### Data shown
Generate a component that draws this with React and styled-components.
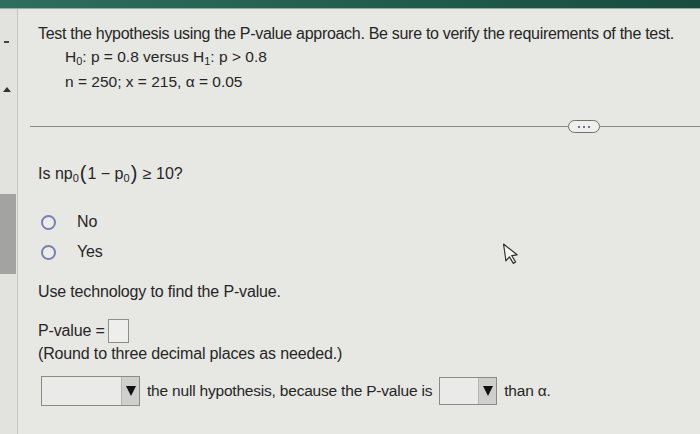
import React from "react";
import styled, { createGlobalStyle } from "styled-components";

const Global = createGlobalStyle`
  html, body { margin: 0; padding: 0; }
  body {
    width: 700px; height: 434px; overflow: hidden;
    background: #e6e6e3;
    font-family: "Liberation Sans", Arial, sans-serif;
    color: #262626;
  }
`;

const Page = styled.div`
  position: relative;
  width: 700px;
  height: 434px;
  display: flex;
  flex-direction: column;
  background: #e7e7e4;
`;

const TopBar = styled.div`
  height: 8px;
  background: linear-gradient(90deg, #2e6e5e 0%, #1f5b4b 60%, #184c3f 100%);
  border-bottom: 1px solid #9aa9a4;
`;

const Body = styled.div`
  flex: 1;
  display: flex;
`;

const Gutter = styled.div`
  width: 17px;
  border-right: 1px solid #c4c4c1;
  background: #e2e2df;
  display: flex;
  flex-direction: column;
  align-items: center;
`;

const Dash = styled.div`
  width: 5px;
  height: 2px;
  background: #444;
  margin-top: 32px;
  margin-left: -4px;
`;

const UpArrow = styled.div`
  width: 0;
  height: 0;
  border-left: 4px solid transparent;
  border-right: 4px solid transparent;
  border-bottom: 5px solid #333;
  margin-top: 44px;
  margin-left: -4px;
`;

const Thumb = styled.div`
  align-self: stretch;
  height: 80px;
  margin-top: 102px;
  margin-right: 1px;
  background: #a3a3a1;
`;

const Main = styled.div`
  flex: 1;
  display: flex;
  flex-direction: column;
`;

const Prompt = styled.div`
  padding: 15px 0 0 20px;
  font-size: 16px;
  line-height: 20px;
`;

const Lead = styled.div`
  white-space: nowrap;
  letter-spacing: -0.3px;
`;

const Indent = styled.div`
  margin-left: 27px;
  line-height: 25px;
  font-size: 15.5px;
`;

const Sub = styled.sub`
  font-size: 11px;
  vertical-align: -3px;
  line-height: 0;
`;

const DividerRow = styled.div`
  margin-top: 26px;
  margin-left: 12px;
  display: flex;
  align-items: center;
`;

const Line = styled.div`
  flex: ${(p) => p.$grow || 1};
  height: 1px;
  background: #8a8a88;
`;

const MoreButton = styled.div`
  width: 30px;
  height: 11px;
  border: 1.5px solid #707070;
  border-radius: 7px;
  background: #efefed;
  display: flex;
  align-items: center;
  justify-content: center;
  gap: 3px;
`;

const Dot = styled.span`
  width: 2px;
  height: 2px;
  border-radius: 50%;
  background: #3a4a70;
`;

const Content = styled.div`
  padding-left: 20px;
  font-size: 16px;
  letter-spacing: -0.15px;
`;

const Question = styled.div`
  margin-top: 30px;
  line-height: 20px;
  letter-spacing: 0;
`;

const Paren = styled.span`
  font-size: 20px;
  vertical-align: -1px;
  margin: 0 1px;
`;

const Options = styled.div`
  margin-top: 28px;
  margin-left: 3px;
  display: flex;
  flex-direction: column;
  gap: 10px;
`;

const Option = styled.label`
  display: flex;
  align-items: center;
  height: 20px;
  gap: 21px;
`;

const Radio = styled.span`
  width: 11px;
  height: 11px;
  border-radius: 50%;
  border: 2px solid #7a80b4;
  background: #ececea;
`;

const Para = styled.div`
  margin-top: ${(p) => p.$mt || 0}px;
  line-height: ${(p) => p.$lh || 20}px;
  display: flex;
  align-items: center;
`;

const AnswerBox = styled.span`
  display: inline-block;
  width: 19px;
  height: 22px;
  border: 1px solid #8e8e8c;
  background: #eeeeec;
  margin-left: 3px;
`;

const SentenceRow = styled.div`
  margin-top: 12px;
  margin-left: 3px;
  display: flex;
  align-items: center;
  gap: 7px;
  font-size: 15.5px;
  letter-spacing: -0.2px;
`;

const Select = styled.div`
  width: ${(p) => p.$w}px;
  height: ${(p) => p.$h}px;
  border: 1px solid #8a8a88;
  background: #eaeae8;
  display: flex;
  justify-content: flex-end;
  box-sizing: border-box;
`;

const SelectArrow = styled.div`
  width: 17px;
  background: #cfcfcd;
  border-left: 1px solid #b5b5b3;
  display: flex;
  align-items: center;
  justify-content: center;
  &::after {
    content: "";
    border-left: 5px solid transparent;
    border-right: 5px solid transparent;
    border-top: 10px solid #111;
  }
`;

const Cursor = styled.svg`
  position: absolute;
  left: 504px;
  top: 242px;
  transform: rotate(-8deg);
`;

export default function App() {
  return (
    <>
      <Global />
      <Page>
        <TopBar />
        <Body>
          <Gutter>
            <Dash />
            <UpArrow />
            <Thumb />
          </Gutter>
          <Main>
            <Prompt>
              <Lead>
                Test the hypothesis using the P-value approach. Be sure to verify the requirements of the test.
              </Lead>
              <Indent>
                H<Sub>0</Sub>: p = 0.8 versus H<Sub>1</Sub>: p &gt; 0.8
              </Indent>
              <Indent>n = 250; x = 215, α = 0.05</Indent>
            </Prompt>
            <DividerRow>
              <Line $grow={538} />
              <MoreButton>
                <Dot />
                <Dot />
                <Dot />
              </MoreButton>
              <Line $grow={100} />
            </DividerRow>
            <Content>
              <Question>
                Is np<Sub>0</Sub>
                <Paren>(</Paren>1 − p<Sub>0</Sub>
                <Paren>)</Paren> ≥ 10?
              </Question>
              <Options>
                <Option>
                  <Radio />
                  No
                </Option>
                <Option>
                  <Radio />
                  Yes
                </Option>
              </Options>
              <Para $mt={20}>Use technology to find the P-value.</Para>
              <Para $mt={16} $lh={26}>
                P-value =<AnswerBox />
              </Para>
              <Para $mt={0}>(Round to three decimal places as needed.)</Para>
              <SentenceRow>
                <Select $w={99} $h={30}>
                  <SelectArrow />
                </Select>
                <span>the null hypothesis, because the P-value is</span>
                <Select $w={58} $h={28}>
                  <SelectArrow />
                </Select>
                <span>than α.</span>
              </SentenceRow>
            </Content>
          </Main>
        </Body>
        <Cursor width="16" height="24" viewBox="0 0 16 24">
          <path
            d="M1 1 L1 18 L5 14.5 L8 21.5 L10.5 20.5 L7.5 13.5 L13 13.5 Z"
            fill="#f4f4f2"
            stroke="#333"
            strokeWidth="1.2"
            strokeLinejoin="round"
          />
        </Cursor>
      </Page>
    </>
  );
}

### Goal
Write out the listing word for word, omitting the pictures it holds.

### Final result
Generate a component that draws this with React and styled-components.
import React from "react";
import styled, { createGlobalStyle } from "styled-components";

const Global = createGlobalStyle`
  html, body { margin: 0; padding: 0; }
  body {
    width: 700px; height: 434px; overflow: hidden;
    background: #e6e6e3;
    font-family: "Liberation Sans", Arial, sans-serif;
    color: #262626;
  }
`;

const Page = styled.div`
  position: relative;
  width: 700px;
  height: 434px;
  display: flex;
  flex-direction: column;
  background: #e7e7e4;
`;

const TopBar = styled.div`
  height: 8px;
  background: linear-gradient(90deg, #2e6e5e 0%, #1f5b4b 60%, #184c3f 100%);
  border-bottom: 1px solid #9aa9a4;
`;

const Body = styled.div`
  flex: 1;
  display: flex;
`;

const Gutter = styled.div`
  width: 17px;
  border-right: 1px solid #c4c4c1;
  background: #e2e2df;
  display: flex;
  flex-direction: column;
  align-items: center;
`;

const Dash = styled.div`
  width: 5px;
  height: 2px;
  background: #444;
  margin-top: 32px;
  margin-left: -4px;
`;

const UpArrow = styled.div`
  width: 0;
  height: 0;
  border-left: 4px solid transparent;
  border-right: 4px solid transparent;
  border-bottom: 5px solid #333;
  margin-top: 44px;
  margin-left: -4px;
`;

const Thumb = styled.div`
  align-self: stretch;
  height: 80px;
  margin-top: 102px;
  margin-right: 1px;
  background: #a3a3a1;
`;

const Main = styled.div`
  flex: 1;
  display: flex;
  flex-direction: column;
`;

const Prompt = styled.div`
  padding: 15px 0 0 20px;
  font-size: 16px;
  line-height: 20px;
`;

const Lead = styled.div`
  white-space: nowrap;
  letter-spacing: -0.3px;
`;

const Indent = styled.div`
  margin-left: 27px;
  line-height: 25px;
  font-size: 15.5px;
`;

const Sub = styled.sub`
  font-size: 11px;
  vertical-align: -3px;
  line-height: 0;
`;

const DividerRow = styled.div`
  margin-top: 26px;
  margin-left: 12px;
  display: flex;
  align-items: center;
`;

const Line = styled.div`
  flex: ${(p) => p.$grow || 1};
  height: 1px;
  background: #8a8a88;
`;

const MoreButton = styled.div`
  width: 30px;
  height: 11px;
  border: 1.5px solid #707070;
  border-radius: 7px;
  background: #efefed;
  display: flex;
  align-items: center;
  justify-content: center;
  gap: 3px;
`;

const Dot = styled.span`
  width: 2px;
  height: 2px;
  border-radius: 50%;
  background: #3a4a70;
`;

const Content = styled.div`
  padding-left: 20px;
  font-size: 16px;
  letter-spacing: -0.15px;
`;

const Question = styled.div`
  margin-top: 30px;
  line-height: 20px;
  letter-spacing: 0;
`;

const Paren = styled.span`
  font-size: 20px;
  vertical-align: -1px;
  margin: 0 1px;
`;

const Options = styled.div`
  margin-top: 28px;
  margin-left: 3px;
  display: flex;
  flex-direction: column;
  gap: 10px;
`;

const Option = styled.label`
  display: flex;
  align-items: center;
  height: 20px;
  gap: 21px;
`;

const Radio = styled.span`
  width: 11px;
  height: 11px;
  border-radius: 50%;
  border: 2px solid #7a80b4;
  background: #ececea;
`;

const Para = styled.div`
  margin-top: ${(p) => p.$mt || 0}px;
  line-height: ${(p) => p.$lh || 20}px;
  display: flex;
  align-items: center;
`;

const AnswerBox = styled.span`
  display: inline-block;
  width: 19px;
  height: 22px;
  border: 1px solid #8e8e8c;
  background: #eeeeec;
  margin-left: 3px;
`;

const SentenceRow = styled.div`
  margin-top: 12px;
  margin-left: 3px;
  display: flex;
  align-items: center;
  gap: 7px;
  font-size: 15.5px;
  letter-spacing: -0.2px;
`;

const Select = styled.div`
  width: ${(p) => p.$w}px;
  height: ${(p) => p.$h}px;
  border: 1px solid #8a8a88;
  background: #eaeae8;
  display: flex;
  justify-content: flex-end;
  box-sizing: border-box;
`;

const SelectArrow = styled.div`
  width: 17px;
  background: #cfcfcd;
  border-left: 1px solid #b5b5b3;
  display: flex;
  align-items: center;
  justify-content: center;
  &::after {
    content: "";
    border-left: 5px solid transparent;
    border-right: 5px solid transparent;
    border-top: 10px solid #111;
  }
`;

const Cursor = styled.svg`
  position: absolute;
  left: 504px;
  top: 242px;
  transform: rotate(-8deg);
`;

export default function App() {
  return (
    <>
      <Global />
      <Page>
        <TopBar />
        <Body>
          <Gutter>
            <Dash />
            <UpArrow />
            <Thumb />
          </Gutter>
          <Main>
            <Prompt>
              <Lead>
                Test the hypothesis using the P-value approach. Be sure to verify the requirements of the test.
              </Lead>
              <Indent>
                H<Sub>0</Sub>: p = 0.8 versus H<Sub>1</Sub>: p &gt; 0.8
              </Indent>
              <Indent>n = 250; x = 215, α = 0.05</Indent>
            </Prompt>
            <DividerRow>
              <Line $grow={538} />
              <MoreButton>
                <Dot />
                <Dot />
                <Dot />
              </MoreButton>
              <Line $grow={100} />
            </DividerRow>
            <Content>
              <Question>
                Is np<Sub>0</Sub>
                <Paren>(</Paren>1 − p<Sub>0</Sub>
                <Paren>)</Paren> ≥ 10?
              </Question>
              <Options>
                <Option>
                  <Radio />
                  No
                </Option>
                <Option>
                  <Radio />
                  Yes
                </Option>
              </Options>
              <Para $mt={20}>Use technology to find the P-value.</Para>
              <Para $mt={16} $lh={26}>
                P-value =<AnswerBox />
              </Para>
              <Para $mt={0}>(Round to three decimal places as needed.)</Para>
              <SentenceRow>
                <Select $w={99} $h={30}>
                  <SelectArrow />
                </Select>
                <span>the null hypothesis, because the P-value is</span>
                <Select $w={58} $h={28}>
                  <SelectArrow />
                </Select>
                <span>than α.</span>
              </SentenceRow>
            </Content>
          </Main>
        </Body>
        <Cursor width="16" height="24" viewBox="0 0 16 24">
          <path
            d="M1 1 L1 18 L5 14.5 L8 21.5 L10.5 20.5 L7.5 13.5 L13 13.5 Z"
            fill="#f4f4f2"
            stroke="#333"
            strokeWidth="1.2"
            strokeLinejoin="round"
          />
        </Cursor>
      </Page>
    </>
  );
}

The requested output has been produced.